CF2046B Move Back at a Cost

Description

You are given an array of integers $ a $ of length $ n $ . You can perform the following operation zero or more times: - In one operation choose an index $ i $ ( $ 1 \le i \le n $ ), assign $ a_i := a_i + 1 $ , and then move $ a_i $ to the back of the array (to the rightmost position). For example, if $ a = [3, 5, 1, 9] $ , and you choose $ i = 2 $ , the array becomes $ [3, 1, 9, 6] $ . Find the lexicographically smallest $ ^{\text{∗}} $ array you can get by performing these operations. $ ^{\text{∗}} $ An array $ c $ is lexicographically smaller than an array $ d $ if and only if one of the following holds: - $ c $ is a prefix of $ d $ , but $ c \ne d $ ; or - in the first position where $ c $ and $ d $ differ, the array $ c $ has a smaller element than the corresponding element in $ d $ .

Input Format

Each test contains multiple test cases.

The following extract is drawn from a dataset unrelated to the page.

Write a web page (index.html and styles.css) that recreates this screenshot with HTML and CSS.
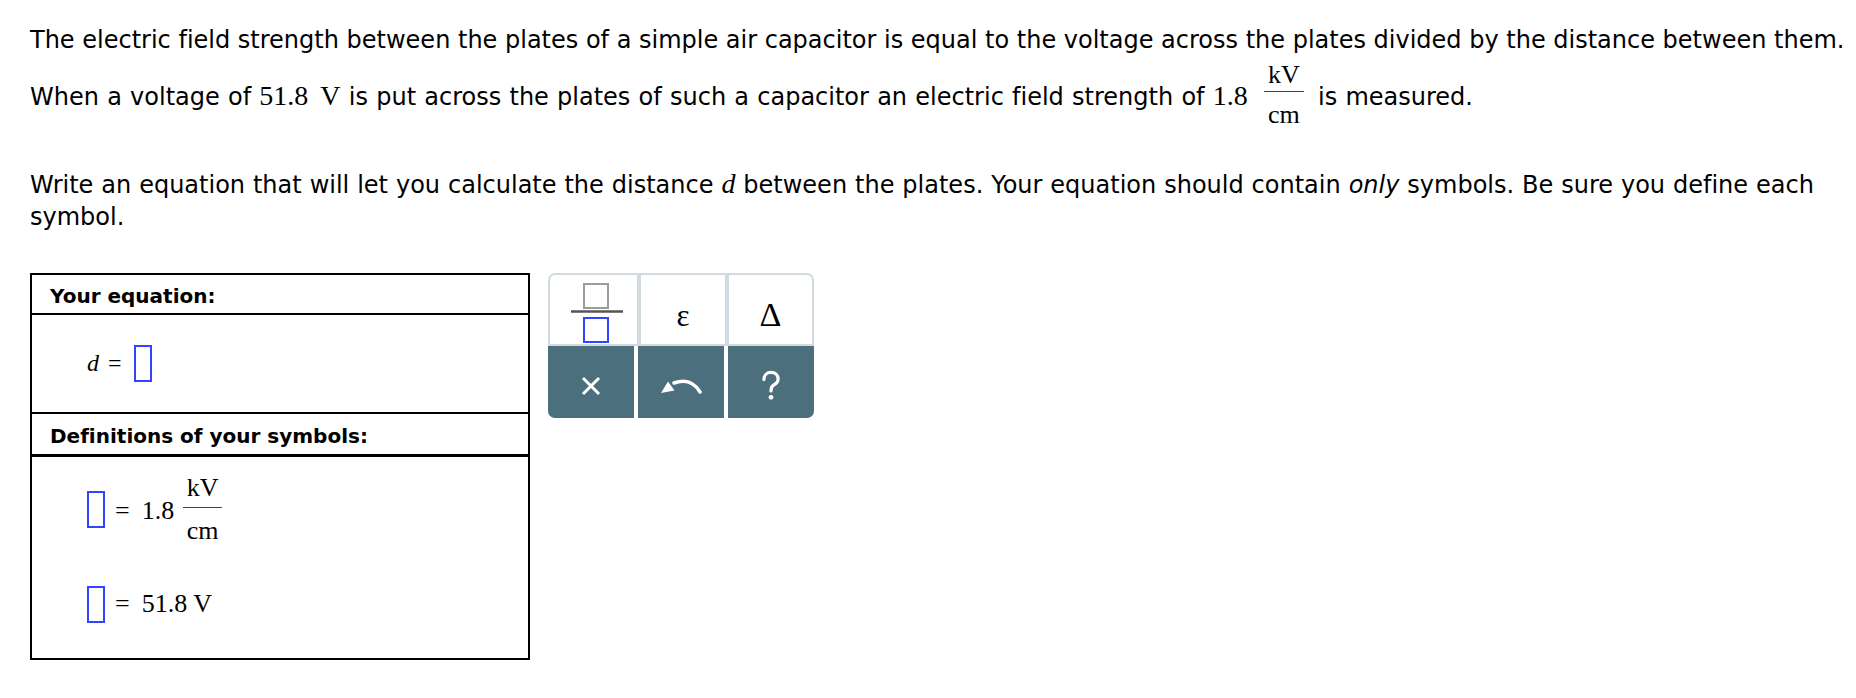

The first line contains the number of test cases $ t $ ( $ 1 \le t \le 10^4 $ ). The description of the test cases follows. The first line contains a single integer $ n $ ( $ 1 \le n \le 10^5 $ ), the length of the array. The second line contains $ n $ integers $ a_1, a_2, \ldots, a_n $ ( $ 1 \le a_i \le 10^9 $ ), the elements of the array. It is guaranteed that the sum of $ n $ over all test cases does not exceed $ 10^5 $ .

Output Format

For each test case, print the lexicographically smallest array you can get.